In it, she explained why she picked Scotland as the location of Outlander.

She said: "What I learned from my research and contact with Scots is that Scots are, and historically were, very literate. They wrote down things. They also have a very strong oral culture, they told their stories.

"They also have a lot of history available. Then there is the nature of Scottish history, it has a lot of heroes and heroines as well as conflict which is what you need for a good story."

The conference runs until Saturday and has seen fringe events including music concerts and battle re-enactments in the university's famous cloisters.

Transformative impact

Senior Lecturer in Gaelic at the University, Gillebride Macmillan, who has appeared in the programme, said it had been really important for the Gaelic language.
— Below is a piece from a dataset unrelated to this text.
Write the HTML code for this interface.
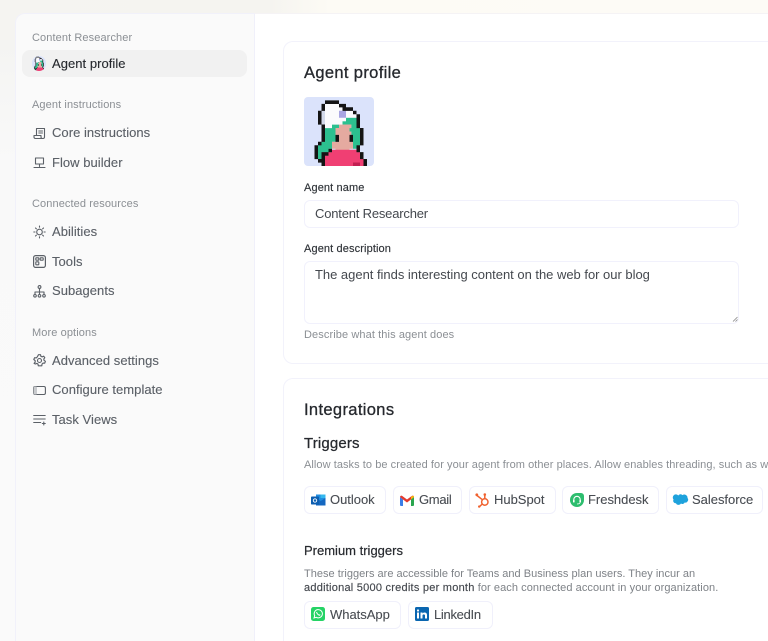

"It's so important for a minoritized language, such as Gaelic, to be seen on a world level, on a world stage, and Outlander gives Gaelic that opportunity.

"And I think it's been fantastic to hear Gaelic spoken by the actors and in the books, and also the use of Gaelic music, Gaelic song. I've been very lucky myself to be a part of that and I think it's been an incredibly positive thing for the language.

"Which I think has been born out by things such as, one and a half million people learning Gaelic in Duolingo. Obviously, many people are learning Gaelic for many different reasons, but Outlander has been one of the major factors for that."

Prof Willy Maley, professor of Renaissance studies (English Literature), at the university, said: "Diana Gabaldon's Outlander series has had a transformative impact on Scottish culture, generating global interest in the history, languages and landscapes of Scotland.

"Vivid and visceral, Outlander is an otherworldly but never unworldly phenomenon that takes a time-travelling nurse-turned-doctor and propels her from 1946 to 1743, two worlds of war that collide in an elaborate and painstaking reconstruction that make the series much more than historical fiction and more an innovative and pioneering rethinking of how we excavate and examine the narratives of the past.

"Outlander has also been a brilliant boost for the Scottish film industry."